Como la pescadilla que se muerde la cola, el fin del homo sapiens, si todavía queda alguno, será volver al mar en forma de pez. Nos sumergiremos en la oscuridad, si es posible superar la que padece un mundo enganchado a la red de la postverdad. Perderemos las extremidades -que tanto juego dan en las tertulias postatentado- y a rastras, como ya se mueve la mayoría tenga nómina o no, daremos el último paso hacia el fondo. Bajo el agua, ya no habrá más móvil que la pervivencia de la especie, afanándonos en crear bancos de pececillos como única inversión de futuro.

Lejos quedarán otros bancos, como los del agua u otros supuestamente más sólidos, que permitieron la supervivencia en una tierra ya convertida en un desierto que ardía por sus puntas, como las que se propagaba desde el sureste español. Los laboratorios alimentarios a los últimos de la especie humana, que mantuvo su primacía a pesar de la revolución robótica. Tras unos siglos donde el gen del emprendedurismo alumbró el tercer sexo, aquel que se lo hacía todo a uno mismo en los más diferentes e innovadoras posturas, los hombres y las mujeres se convirtieron en residuos sin fecha de caducidad merced a los implantes y trasplantes que los mantenían como reliquias del pasado.
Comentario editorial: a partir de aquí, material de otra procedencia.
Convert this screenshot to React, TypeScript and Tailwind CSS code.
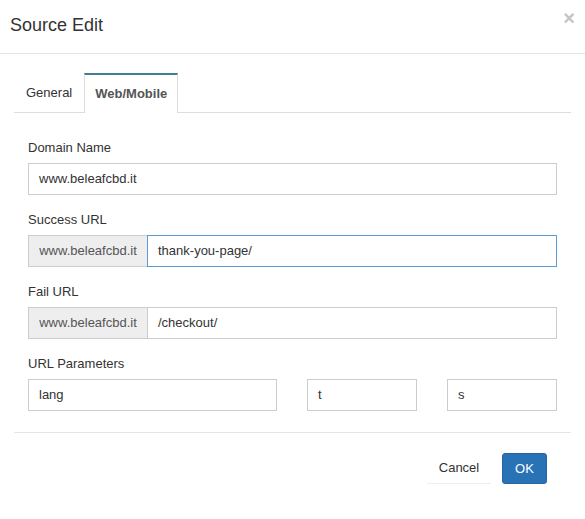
import React from "react";

function Label({ children }: { children: React.ReactNode }) {
  return <div className="leading-[20px] mb-[5px] text-[#333]">{children}</div>;
}

function Input({ value, focus = false, className = "" }: { value: string; focus?: boolean; className?: string }) {
  return (
    <div
      className={
        "h-[32px] flex items-center px-[10px] border bg-white text-[#333] " +
        (focus ? "border-[#5b9ad6] " : "border-[#cccccc] ") +
        className
      }
    >
      {value}
    </div>
  );
}

function Addon({ text }: { text: string }) {
  return (
    <div className="h-[32px] w-[120px] shrink-0 flex items-center justify-center border border-[#cccccc] bg-[#eeeeee] text-[#555]">
      {text}
    </div>
  );
}

export default function App() {
  return (
    <div className="w-[585px] h-[519px] bg-white text-[13px] text-[#333] font-['Liberation_Sans',Arial,sans-serif]">
      <div className="h-[54px] border-b border-[#e5e5e5] flex items-start justify-between pl-[10px] pr-[10px]">
        <div className="pt-[15px] text-[18px] leading-[20px] text-[#333]">Source Edit</div>
        <div className="pt-[8px] text-[20px] leading-[20px] font-bold text-[#c4c4c4]">×</div>
      </div>
      <div className="px-[14px]">
        <div className="mt-[19px] flex border-b border-[#dddddd] h-[40px]">
          <div className="h-[40px] flex items-center px-[12px] text-[#333]">General</div>
          <div className="h-[40px] -mb-px flex items-center px-[10px] bg-white border-x border-[#dddddd] border-t-2 border-t-[#3f7f8f] font-bold text-[#555]">
            Web/Mobile
          </div>
        </div>
        <div className="px-[14px] pt-[25px] pb-[6px]">
          <div className="mb-[15px]">
            <Label>Domain Name</Label>
            <Input value="www.beleafcbd.it" />
          </div>
          <div className="mb-[15px]">
            <Label>Success URL</Label>
            <div className="flex">
              <Addon text="www.beleafcbd.it" />
              <Input value="thank-you-page/" focus className="flex-1 -ml-px" />
            </div>
          </div>
          <div className="mb-[15px]">
            <Label>Fail URL</Label>
            <div className="flex">
              <Addon text="www.beleafcbd.it" />
              <Input value="/checkout/" className="flex-1 -ml-px" />
            </div>
          </div>
          <div className="mb-[15px]">
            <Label>URL Parameters</Label>
            <div className="grid grid-cols-[1fr_110px_110px] gap-[30px]">
              <Input value="lang" />
              <Input value="t" />
              <Input value="s" />
            </div>
          </div>
        </div>
        <div className="border-t border-[#e5e5e5] pt-[20px] pr-[24px] flex justify-end gap-[11px]">
          <button className="h-[31px] w-[64px] flex items-center justify-center text-[#333] border-b border-[#eeeeee]">
            Cancel
          </button>
          <button className="h-[31px] w-[45px] flex items-center justify-center rounded-[3px] bg-[#2a72b6] text-white border border-[#2465a3]">
            OK
          </button>
        </div>
      </div>
    </div>
  );
}
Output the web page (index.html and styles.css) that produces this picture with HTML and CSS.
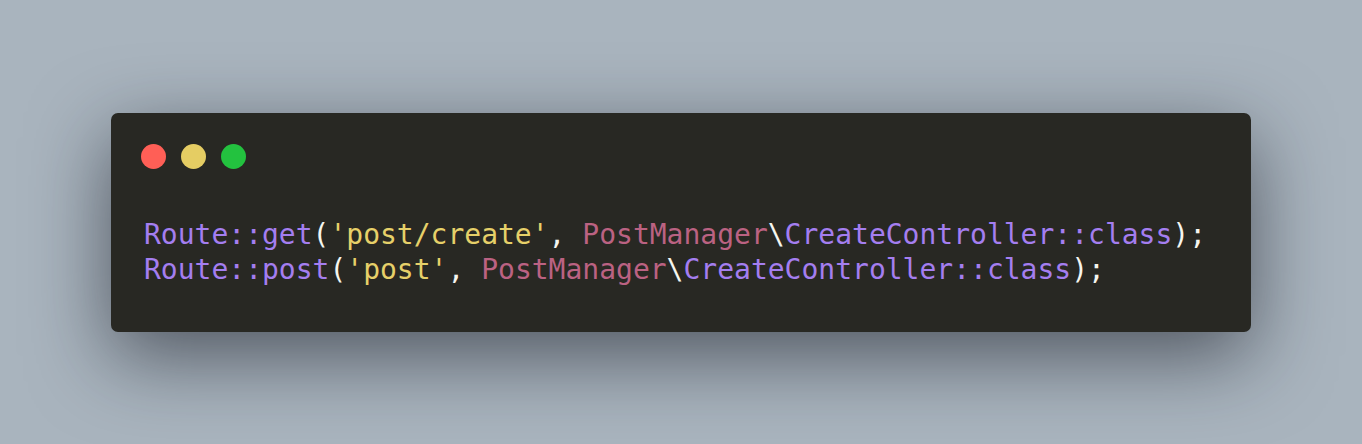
FILE: index.html
```html
<!DOCTYPE html>
<html>
<head>
<meta charset="utf-8">
<link rel="stylesheet" href="styles.css">
</head>
<body>
<div class="stage">
  <div class="window">
    <div class="dots">
      <span class="dot red"></span>
      <span class="dot yellow"></span>
      <span class="dot green"></span>
    </div>
    <pre class="code"><span class="fn">Route::get</span><span class="p">(</span><span class="str">'post/create'</span><span class="p">, </span><span class="ns">PostManager</span><span class="p">\</span><span class="fn">CreateController::class</span><span class="p">);</span>
<span class="fn">Route::post</span><span class="p">(</span><span class="str">'post'</span><span class="p">, </span><span class="ns">PostManager</span><span class="p">\</span><span class="fn">CreateController::class</span><span class="p">);</span></pre>
  </div>
</div>
</body>
</html>
```
FILE: styles.css
```css
html, body {
  margin: 0;
  padding: 0;
}
body {
  background: #a9b4be;
  width: 1362px;
  height: 444px;
  overflow: hidden;
}
.stage {
  height: 444px;
  display: flex;
  align-items: center;
  justify-content: center;
}
.window {
  width: 1140px;
  height: 219px;
  box-sizing: border-box;
  background: #282823;
  border-radius: 7px;
  box-shadow: 0 24px 80px rgba(20, 24, 34, 0.6);
  padding: 31px 30px 0 30px;
}
.dots {
  display: flex;
  gap: 15px;
}
.dot {
  width: 25px;
  height: 25px;
  border-radius: 50%;
  display: block;
}
.red { background: #ff5f56; }
.yellow { background: #e5cd63; }
.green { background: #23c23f; }
.code {
  margin: 48px 0 0 3px;
  font-family: "DejaVu Sans Mono", monospace;
  font-size: 28px;
  line-height: 35px;
  color: #f5f5ef;
}
.fn { color: #a47ef0; }
.str { color: #e6d069; }
.ns { color: #bb6282; }
.p { color: #f5f5ef; }
```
A la hora de la ya obligada siesta, el canal único del trasnochado televisor mantenía los documentales que revivían paisajes ya imposibles. Aquel que fuera capaz de mantener los ojos abiertos ganaba los únicos minutos de desconexión permitidos, pues el Gran Hermano ocupaba todas las retinas y mentes. Hasta de Google se había borrado cualquier referencia etimológica y política de la democracia.

Las masas, convencidas de que era inútil el compromiso porque todos los políticos eran iguales, habían tirado la toalla sin saber que la misma serviría para atársela al cuello. Entre proclamas xenófobas y fascistas surgió un salvador que se hizo con todo el planeta, llevándolo a la deriva. Felices fiestas.